Using a PCI-compliant payment gateway can enable a retailer to "mask" non-compliant payment applications. That is, the processor cannot generally tell what application (POS, online shopping cart) is generating the transaction. It "sees" the information about the payment gateway instead. So, a retailer trying to "buy time" to upgrade its payment applications without incurring fines could sign up for a payment gateway and, by so doing, better manage the POS or shopping cart replacement or upgrade process. Of course, this approach might also be used to "avoid" upgrading payment applications for an extended period of time. That's your basic "loophole." But using gateways in this manner would, of course, be wrong.

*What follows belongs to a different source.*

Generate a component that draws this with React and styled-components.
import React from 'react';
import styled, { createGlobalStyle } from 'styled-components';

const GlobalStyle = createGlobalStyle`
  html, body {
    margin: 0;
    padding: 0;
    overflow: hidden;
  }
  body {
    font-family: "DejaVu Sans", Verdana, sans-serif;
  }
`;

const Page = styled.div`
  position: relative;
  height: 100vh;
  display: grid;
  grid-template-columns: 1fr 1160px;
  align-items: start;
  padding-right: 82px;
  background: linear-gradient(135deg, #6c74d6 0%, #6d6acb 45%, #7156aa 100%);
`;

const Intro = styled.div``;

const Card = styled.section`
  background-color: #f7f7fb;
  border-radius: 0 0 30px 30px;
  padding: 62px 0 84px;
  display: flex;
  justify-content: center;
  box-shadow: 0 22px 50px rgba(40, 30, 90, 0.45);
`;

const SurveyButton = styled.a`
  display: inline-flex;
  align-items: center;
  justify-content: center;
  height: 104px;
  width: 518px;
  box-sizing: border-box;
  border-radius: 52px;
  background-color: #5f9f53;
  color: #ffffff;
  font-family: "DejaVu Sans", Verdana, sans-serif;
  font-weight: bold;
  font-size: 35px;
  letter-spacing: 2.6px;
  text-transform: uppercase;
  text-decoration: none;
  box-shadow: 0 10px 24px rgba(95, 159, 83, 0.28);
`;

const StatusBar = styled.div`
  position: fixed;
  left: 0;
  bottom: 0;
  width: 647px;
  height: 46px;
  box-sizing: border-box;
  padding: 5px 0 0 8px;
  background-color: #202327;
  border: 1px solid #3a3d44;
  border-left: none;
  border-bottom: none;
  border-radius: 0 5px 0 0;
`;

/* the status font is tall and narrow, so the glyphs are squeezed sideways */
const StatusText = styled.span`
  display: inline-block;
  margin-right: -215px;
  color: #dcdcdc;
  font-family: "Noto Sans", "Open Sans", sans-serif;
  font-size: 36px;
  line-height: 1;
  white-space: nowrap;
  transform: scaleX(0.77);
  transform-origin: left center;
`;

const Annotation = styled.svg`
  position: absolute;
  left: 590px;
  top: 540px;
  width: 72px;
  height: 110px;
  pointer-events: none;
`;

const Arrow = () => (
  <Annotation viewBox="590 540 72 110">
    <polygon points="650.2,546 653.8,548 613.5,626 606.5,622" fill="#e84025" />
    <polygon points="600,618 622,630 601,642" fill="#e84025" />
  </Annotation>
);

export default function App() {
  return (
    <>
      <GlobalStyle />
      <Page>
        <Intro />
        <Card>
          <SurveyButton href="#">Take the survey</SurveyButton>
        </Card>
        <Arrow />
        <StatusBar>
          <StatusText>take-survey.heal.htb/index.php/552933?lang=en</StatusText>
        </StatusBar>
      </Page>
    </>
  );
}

We've written so often about PA-DSS (formerly PABP) that it seems like we're on a rant. But the impending PA-DSS deadlines later this year and in 2010, and the scope of PA-DSS (which impacts all merchants), are going to drive more merchants to consider payment gateways as a technique for helping manage their payment application upgrade process. For a comparatively low cost (vs. the fines for non-compliance and PA-DSS "maintenance" upgrade fees), retailers can offload to a payment gateway some of their PCI headaches related to applications. Beyond the impending PA-DSS-related sense of desperation that we're anticipating, payment gateways provide a very useful service in consolidating payments across multiple channels, brands, divisions, etc.

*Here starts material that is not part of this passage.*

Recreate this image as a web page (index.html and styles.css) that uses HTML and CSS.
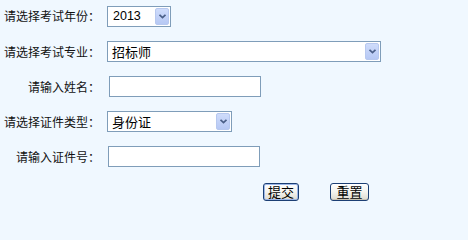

If you're a Level 1 merchant, chances are really good that a QSA (assessor) will not allow you to get away with using a version of a packaged payment application that is on the Visa (now SSC) "black list," even if you're using a payment gateway to prevent your processor from knowing the application source of the transactions. But there are thousands of payment-related packaged applications, middleware, etc., that are on neither the Visa black list nor the white list. They simply haven't been through PA-DSS testing yet. Therefore, if you wish to use a payment gateway until you can re-think your payment application strategy (upgrade, switch vendors, move to a virtual POS, implement tokenization, outsource, etc.), you're taking a risk. If you are doing your own self-assessment and want to use a gateway to "get away with" using non-compliant applications for an extended period of time, then you're taking a big chance at getting caught, getting breached or both. So don't say I didn't warn you.

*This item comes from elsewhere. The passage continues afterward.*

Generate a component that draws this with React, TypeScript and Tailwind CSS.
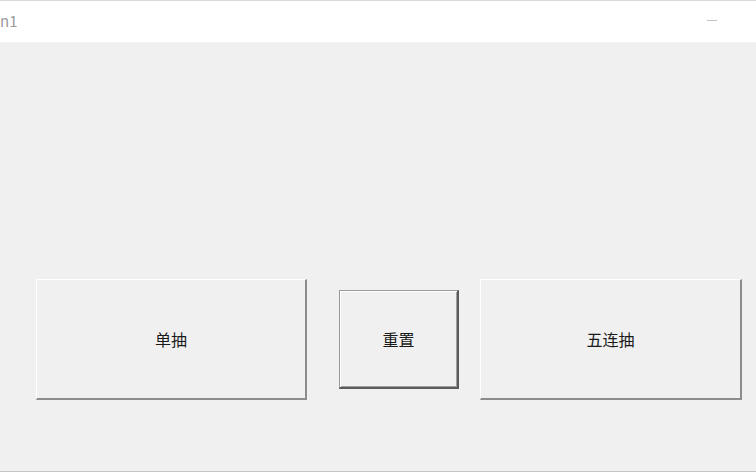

There are some other "tricks" when it comes to this topic that I won't even write about. If you're interested in discussing this topic, or any other topic, I will be at the National Retail Federation's "Big Show" next week in New York City. I'm presenting our research on "Cost-Effective Compliance" or Best Practices in PCI. I am also speaking at Crisis Strikes: Can You Serve Your Customers Tomorrow?, a session being moderated by Evan Schuman. I will be at the NRF ARTS (the NRF's Standards Committee booth) Monday and Tuesday, so please stop by. Remember to visit the PCI Knowledge Base. We are doing a major upgrade to our knowledge database this weekend in preparation for the NRF show. If you want to ask questions or discuss PCI, just send me an E-mail at [email protected]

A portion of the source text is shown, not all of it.